I first of all connected the external drive and opened Lightroom from that (master) catalogue file. With that running on the same laptop as the Lightroom catalogue I wanted to import, I thought I would try the “import catalogue” command. I ticked the option to say that I did want the digital negatives or whatever imported. It seemed to work, I took the drive to my main machine and discovered that it had not! Much reading on the web later, I then opened the laptop catalogue again, and this time “exported catalogue” to a folder. More connecting of the external drive, relaunching of the master catalogue file, and now importing the exported catalogue file. It appeared to work at it for a while then confirmed completion. It kind of worked!
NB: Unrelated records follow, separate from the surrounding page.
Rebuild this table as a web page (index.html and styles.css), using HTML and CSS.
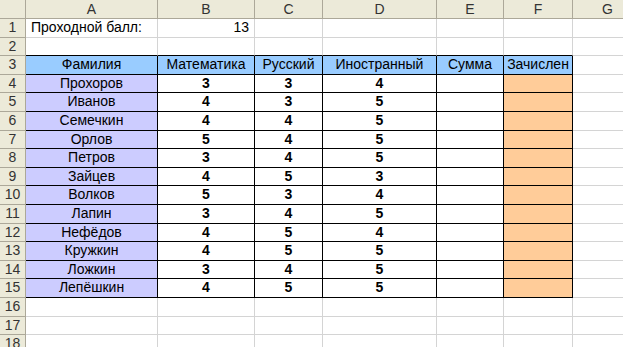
FILE: index.html
```html
<!DOCTYPE html>
<html lang="ru">
<head>
<meta charset="UTF-8">
<title>Зачисление</title>
<link rel="stylesheet" href="styles.css">
</head>
<body>
<div class="sheet">
    <!-- заголовки столбцов -->
    <div class="corner"></div>
    <div class="colhead">A</div>
    <div class="colhead">B</div>
    <div class="colhead">C</div>
    <div class="colhead">D</div>
    <div class="colhead">E</div>
    <div class="colhead">F</div>
    <div class="colhead">G</div>

    <!-- 1 -->
    <div class="rowhead">1</div>
    <div class="cell left">Проходной балл:</div>
    <div class="cell right">13</div>
    <div class="cell"></div><div class="cell"></div><div class="cell"></div><div class="cell"></div><div class="cell"></div>

    <!-- 2 -->
    <div class="rowhead">2</div>
    <div class="cell edge"></div><div class="cell edge"></div><div class="cell edge"></div><div class="cell edge"></div><div class="cell edge"></div><div class="cell edge"></div><div class="cell"></div>

    <!-- 3 -->
    <div class="rowhead">3</div>
    <div class="cell t head">Фамилия</div>
    <div class="cell t head">Математика</div>
    <div class="cell t head">Русский</div>
    <div class="cell t head">Иностранный</div>
    <div class="cell t head">Сумма</div>
    <div class="cell t head">Зачислен</div>
    <div class="cell"></div>
</div>
<script>
var sheet = document.querySelector(".sheet");
var pupils = [
    ["Прохоров", 3, 3, 4],
    ["Иванов", 4, 3, 5],
    ["Семечкин", 4, 4, 5],
    ["Орлов", 5, 4, 5],
    ["Петров", 3, 4, 5],
    ["Зайцев", 4, 5, 3],
    ["Волков", 5, 3, 4],
    ["Лапин", 3, 4, 5],
    ["Нефёдов", 4, 5, 4],
    ["Кружкин", 4, 5, 5],
    ["Ложкин", 3, 4, 5],
    ["Лепёшкин", 4, 5, 5]
];

var tag = "";
for (var i = 0; i < pupils.length; i++) {
    tag += "<div class='rowhead'>" + (i + 4) + "</div>";
    tag += "<div class='cell t name'>" + pupils[i][0] + "</div>";
    for (var a = 1; a < 4; a++) {
        tag += "<div class='cell t mark'>" + pupils[i][a] + "</div>";
    }
    tag += "<div class='cell t'></div>";
    tag += "<div class='cell t done'></div>";
    tag += "<div class='cell'></div>";
}
for (var r = 16; r <= 18; r++) {
    tag += "<div class='rowhead'>" + r + "</div>";
    for (var c = 0; c < 7; c++) tag += "<div class='cell'></div>";
}
sheet.insertAdjacentHTML("beforeend", tag);
</script>
</body>
</html>
```

FILE: styles.css
```css
body{
    margin: 0;
    background: #fff;
    font-family: "Liberation Sans", Arial, sans-serif;
    font-size: 14px;
    color: #000;
    overflow: hidden;
}
.sheet{
    display: grid;
    grid-template-columns: 26px 132px 97px 68px 114px 67px 69px 70px;
    grid-template-rows: 19px;
    grid-auto-rows: 18.6px;
    width: 643px;
}
.sheet > div{
    box-sizing: border-box;
    line-height: 17px;
    white-space: nowrap;
    overflow: hidden;
}
.corner, .colhead, .rowhead{
    background: #ecead9;
    color: #333;
    border-right: 1px solid #aca899;
    border-bottom: 1px solid #aca899;
    text-align: center;
}
.colhead{
    line-height: 18px !important;
}
.cell{
    border-right: 1px solid #d4d4d4;
    border-bottom: 1px solid #d4d4d4;
    padding: 0 3px;
}
.left{ text-align: left; padding-left: 5px; }
.right{ text-align: right; padding-right: 5px; }
.edge{ border-bottom-color: #000; }
.t{
    border-right-color: #000;
    border-bottom-color: #000;
    text-align: center;
}
.head{ background: #99ccff; }
.name{ background: #ccccff; }
.done{ background: #ffcc99; }
.mark{ font-weight: bold; }
```
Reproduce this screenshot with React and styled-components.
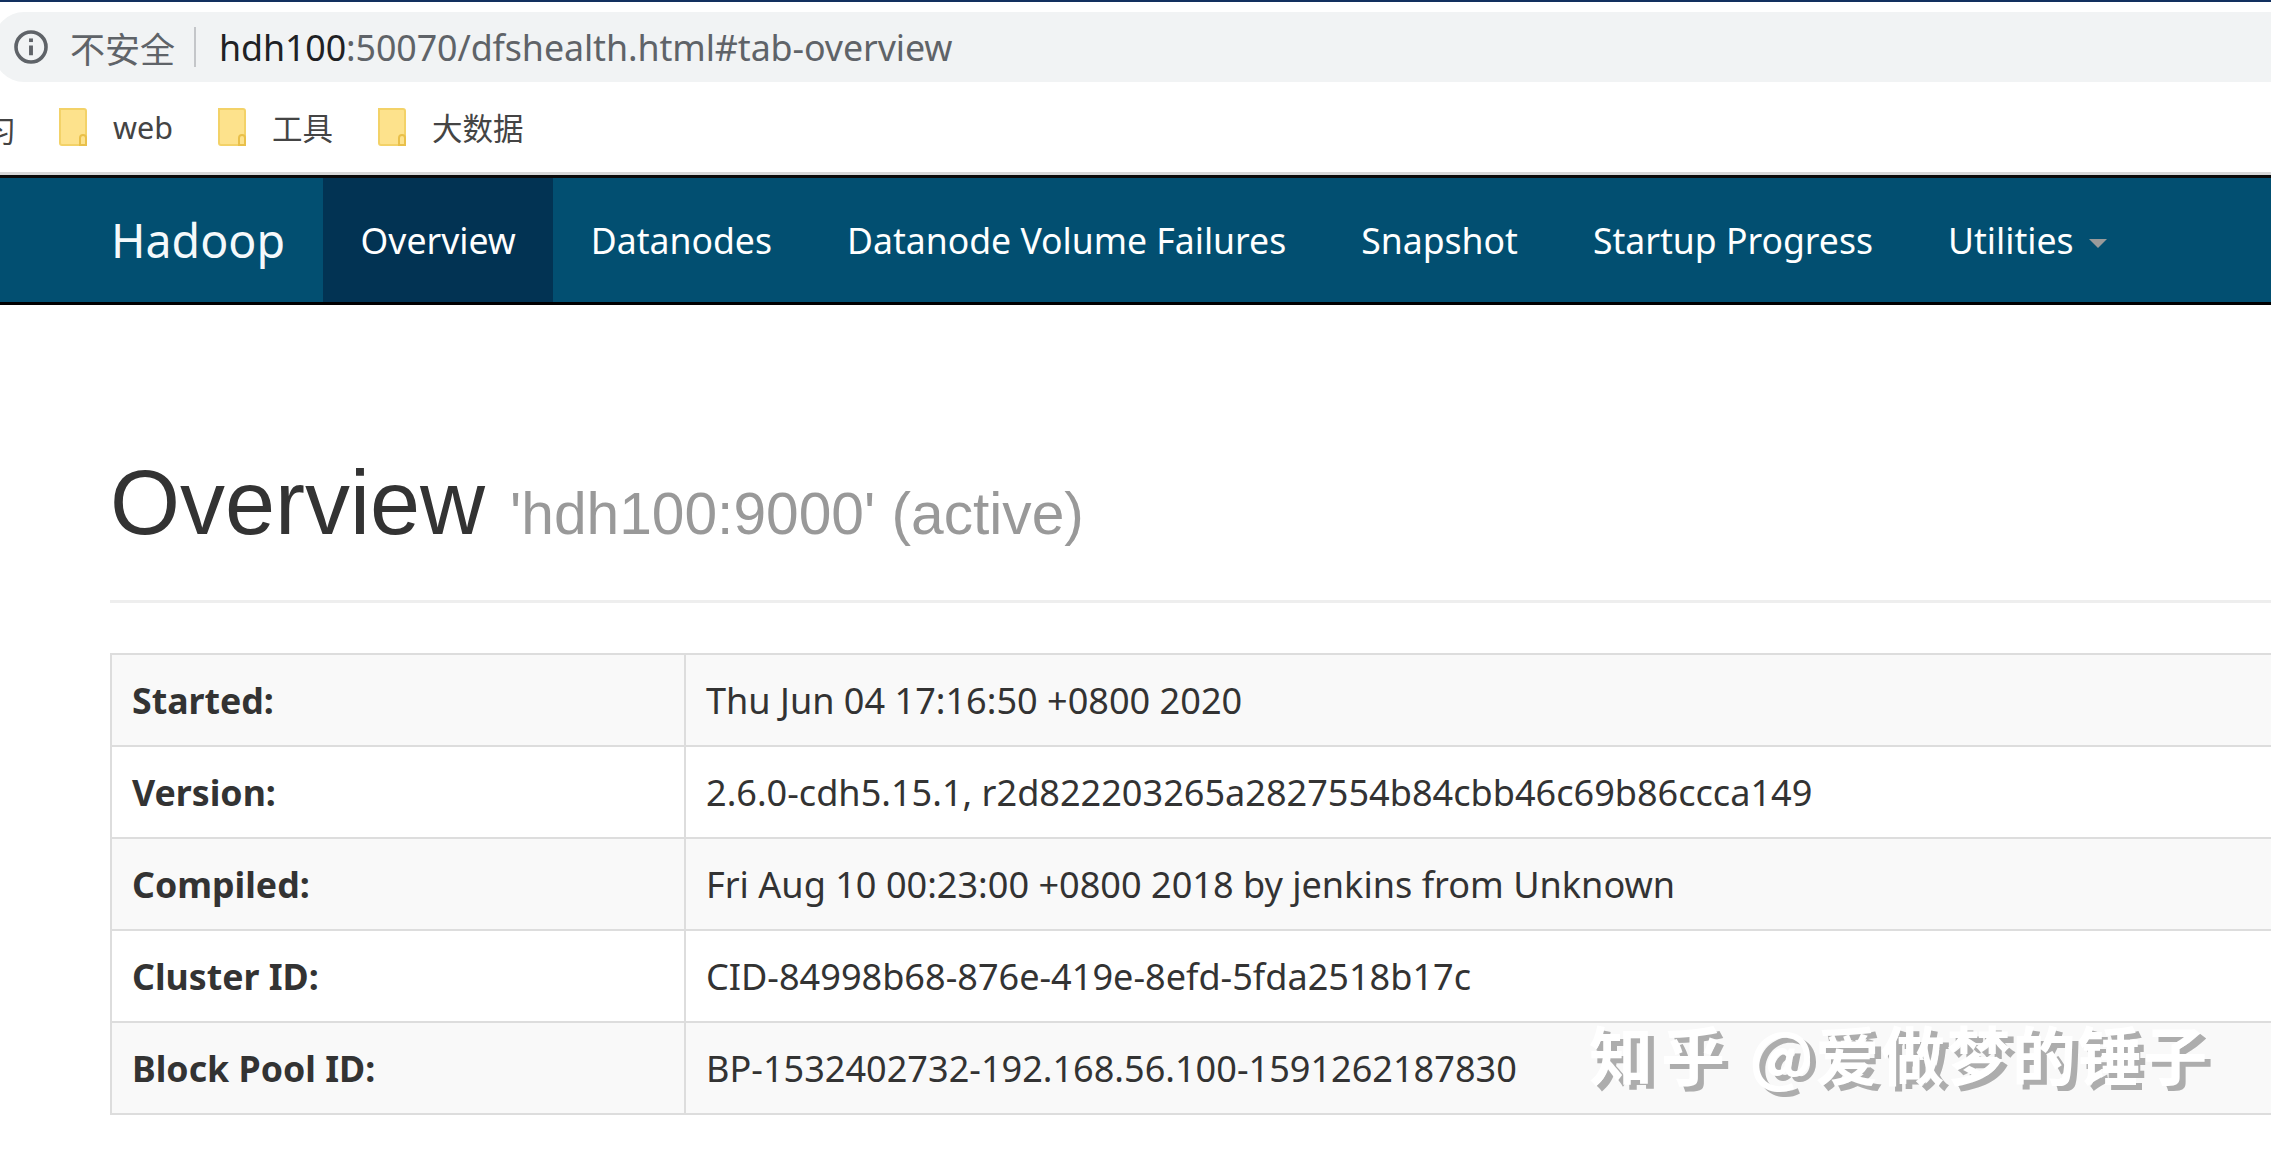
import React from "react";
import styled, { createGlobalStyle } from "styled-components";

const GlobalStyle = createGlobalStyle`
  html, body {
    margin: 0;
    padding: 0;
    background: #fff;
    overflow: hidden;
  }
  body {
    width: 2271px;
    height: 1155px;
    font-family: "Noto Sans", "Noto Sans CJK SC", sans-serif;
  }
`;

const cjk = `"Noto Sans", "Noto Sans CJK SC", sans-serif`;

const Page = styled.div`
  position: relative;
  width: 2271px;
  height: 1155px;
  overflow: hidden;
  border-top: 2px solid #12305f;
  box-sizing: border-box;
`;

const AddressRow = styled.div`
  padding-top: 10px;
  height: 70px;
`;

const AddressBar = styled.div`
  height: 70px;
  margin-left: -6px;
  padding-left: 19px;
  display: flex;
  align-items: center;
  background: #f1f3f4;
  border-radius: 30px 0 0 30px;
`;

const InfoIcon = styled.svg`
  width: 36px;
  height: 36px;
  flex: none;
`;

const Insecure = styled.span`
  margin-left: 21px;
  font-size: 35px;
  color: #5f6368;
  font-family: ${cjk};
`;

const Divider = styled.span`
  width: 2px;
  height: 40px;
  margin: 0 23px 0 19px;
  background: #c4c6c9;
`;

const Url = styled.span`
  font-size: 35.8px;
  color: #5f6368;
  letter-spacing: -0.1px;
  b {
    font-weight: 400;
    color: #202124;
  }
`;

const BookmarkRow = styled.div`
  height: 90px;
  margin-left: -14px;
  display: flex;
  align-items: center;
  background: #fff;
`;

const CutLabel = styled.span`
  font-size: 30px;
  color: #444;
  width: 28px;
  margin-top: 4px;
`;

const Bookmark = styled.div`
  display: flex;
  align-items: center;
  margin-left: 45px;
`;

const FolderIcon = styled.svg`
  width: 30px;
  height: 38px;
  margin-right: 24px;
  flex: none;
`;

const BookmarkLabel = styled.span`
  font-size: 30.5px;
  color: #444;
`;

const TopRule = styled.div`
  height: 3px;
  background: #d8d8d8;
`;

const Navbar = styled.nav`
  height: 124px;
  display: flex;
  background: #024f71;
  border-top: 3px solid #0a0a0a;
  border-bottom: 3px solid #000;
  padding-left: 73px;
`;

const Brand = styled.a`
  padding: 0 38px;
  font-size: 46.5px;
  color: #f5f9fb;
  display: flex;
  align-items: center;
`;

const NavItem = styled.a`
  padding: 0 37.5px;
  font-size: 35.6px;
  color: #fff;
  display: flex;
  align-items: center;
  background: ${(p) => (p.$active ? "#023353" : "transparent")};
`;

const Caret = styled.span`
  margin: 6px 0 0 15px;
  border-top: 9px solid #9a9a9a;
  border-left: 9px solid transparent;
  border-right: 9px solid transparent;
`;

const Content = styled.main`
  padding-left: 110px;
`;

const Header = styled.div`
  height: 298px;
  box-sizing: border-box;
  border-bottom: 3px solid #eeeeee;
  padding-top: 153px;
`;

const Title = styled.h1`
  margin: 0;
  font-family: "Liberation Sans", Arial, sans-serif;
  font-weight: 400;
  font-size: 90px;
  line-height: 1;
  color: #333;
  white-space: nowrap;
`;

const Subtitle = styled.small`
  margin-left: 25px;
  font-size: 58.7px;
  color: #999;
`;

const Table = styled.table`
  margin-top: 50px;
  width: 2300px;
  border-collapse: collapse;
  table-layout: fixed;
  border: 2px solid #ddd;
`;

const Row = styled.tr`
  height: 92px;
  background: ${(p) => (p.$striped ? "#f9f9f9" : "#fff")};
`;

const Head = styled.th`
  width: 532px;
  padding: 0 20px;
  text-align: left;
  font-size: 35.7px;
  font-weight: 700;
  color: #333;
  border: 2px solid #ddd;
`;

const Cell = styled.td`
  padding: 0 20px;
  font-size: 36.1px;
  color: #333;
  border: 2px solid #ddd;
  white-space: nowrap;
`;

const Watermark = styled.div`
  position: absolute;
  left: 1589px;
  top: 1005px;
  font-family: "Noto Sans CJK SC", sans-serif;
  font-size: 64px;
  font-weight: 700;
  letter-spacing: 1.6px;
  line-height: 90px;
  color: #fff;
  text-shadow: 6px 5px 0 #adadad;
  white-space: nowrap;
`;

const WatermarkBrand = styled.span`
  letter-spacing: 8px;
`;

const Folder = () => (
  <FolderIcon viewBox="0 0 30 38">
    <path d="M1 1h24a2 2 0 0 1 2 2v34H3a2 2 0 0 1-2-2z" fill="#fde28c" stroke="#f3d268" strokeWidth="2" />
    <path d="M21 37v-7a3 3 0 0 1 6 0v7z" fill="#fde28c" stroke="#e9c04a" strokeWidth="2" />
  </FolderIcon>
);

const bookmarks = ["web", "工具", "大数据"];

const navItems = ["Overview", "Datanodes", "Datanode Volume Failures", "Snapshot", "Startup Progress"];

const rows = [
  ["Started:", "Thu Jun 04 17:16:50 +0800 2020"],
  ["Version:", "2.6.0-cdh5.15.1, r2d822203265a2827554b84cbb46c69b86ccca149"],
  ["Compiled:", "Fri Aug 10 00:23:00 +0800 2018 by jenkins from Unknown"],
  ["Cluster ID:", "CID-84998b68-876e-419e-8efd-5fda2518b17c"],
  ["Block Pool ID:", "BP-1532402732-192.168.56.100-1591262187830"],
];

export default function App() {
  return (
    <Page>
      <GlobalStyle />
      <AddressRow>
        <AddressBar>
          <InfoIcon viewBox="0 0 24 24" fill="none" stroke="#5f6368">
            <circle cx="12" cy="12" r="10" strokeWidth="2.4" />
            <path d="M12 11v6.5" strokeWidth="2.6" />
            <path d="M12 6.3v2.4" strokeWidth="2.6" />
          </InfoIcon>
          <Insecure>不安全</Insecure>
          <Divider />
          <Url>
            <b>hdh100</b>:50070/dfshealth.html#tab-overview
          </Url>
        </AddressBar>
      </AddressRow>
      <BookmarkRow>
        <CutLabel>习</CutLabel>
        {bookmarks.map((label) => (
          <Bookmark key={label}>
            <Folder />
            <BookmarkLabel>{label}</BookmarkLabel>
          </Bookmark>
        ))}
      </BookmarkRow>
      <TopRule />
      <Navbar>
        <Brand>Hadoop</Brand>
        {navItems.map((item, i) => (
          <NavItem key={item} $active={i === 0}>
            {item}
          </NavItem>
        ))}
        <NavItem>
          Utilities
          <Caret />
        </NavItem>
      </Navbar>
      <Content>
        <Header>
          <Title>
            Overview<Subtitle>'hdh100:9000' (active)</Subtitle>
          </Title>
        </Header>
        <Table>
          <tbody>
            {rows.map(([label, value], i) => (
              <Row key={label} $striped={i % 2 === 0}>
                <Head>{label}</Head>
                <Cell>{value}</Cell>
              </Row>
            ))}
          </tbody>
        </Table>
      </Content>
      <Watermark>
        <WatermarkBrand>知乎</WatermarkBrand> @爱做梦的锤子
      </Watermark>
    </Page>
  );
}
Now my real frustration started. The new files were there somewhere, but the folder structure was gone. My 2015 folder from my laptop catalogue totally missing, yet the files where there. I only know this because I repeated the process to restore the clearly missing folders and had Lightroom tell me that it couldn’t copy the files as they were already there. Cue about 3+ hours of manually searching for dates within the metadata filters and then emptying mislabeled folders, creating new ones with the date protocol or restoring some files to partially empty folders. It took ages and I now have some folders which I renamed but which appear to be duplicated as pure date titled folders. Final moan, lots of these files showed an icon which informed me that their metadata had been changed by another programme and offered me two options, to read the data from disc or to overwrite it; no I don’t have a clue which I should do either.

I’m happy now that I seem to have no obvious lost data, (although back in 2008 I had a problem with corrupted data which I still think was Lightroom related), and a repaired folder structure. My point is this however, Lightroom’s folder management is basically crap. I know that it is a hugely capable and complex file system which can if operated by someone who really understands it, make your life easier, but it is desperately unintuitive. Could it have a basic mode and still be capable of managing an external hard drive or two and a few machines.

If folders are changed or moved on importing it could warn you (in proper language) that the structure is being compromised. It could automatically file everything in date folders even after importing. Here is the most annoying, if there is a folder inside the 2012 folder called “2012” then it could twig that that is stupid and warn you that you have inappropriate nesting of folders occurring. I had multiples of this across 2006 – 2013!

Let me be clear, despite how this sounds, I love Lightroom and I am an absolute devotee. I have persuaded as many people as I can that this is the one programme they need, however, the file management is simply too unintuitive, too error prone, and therefore for most of us badly flawed. Adobe, please address this!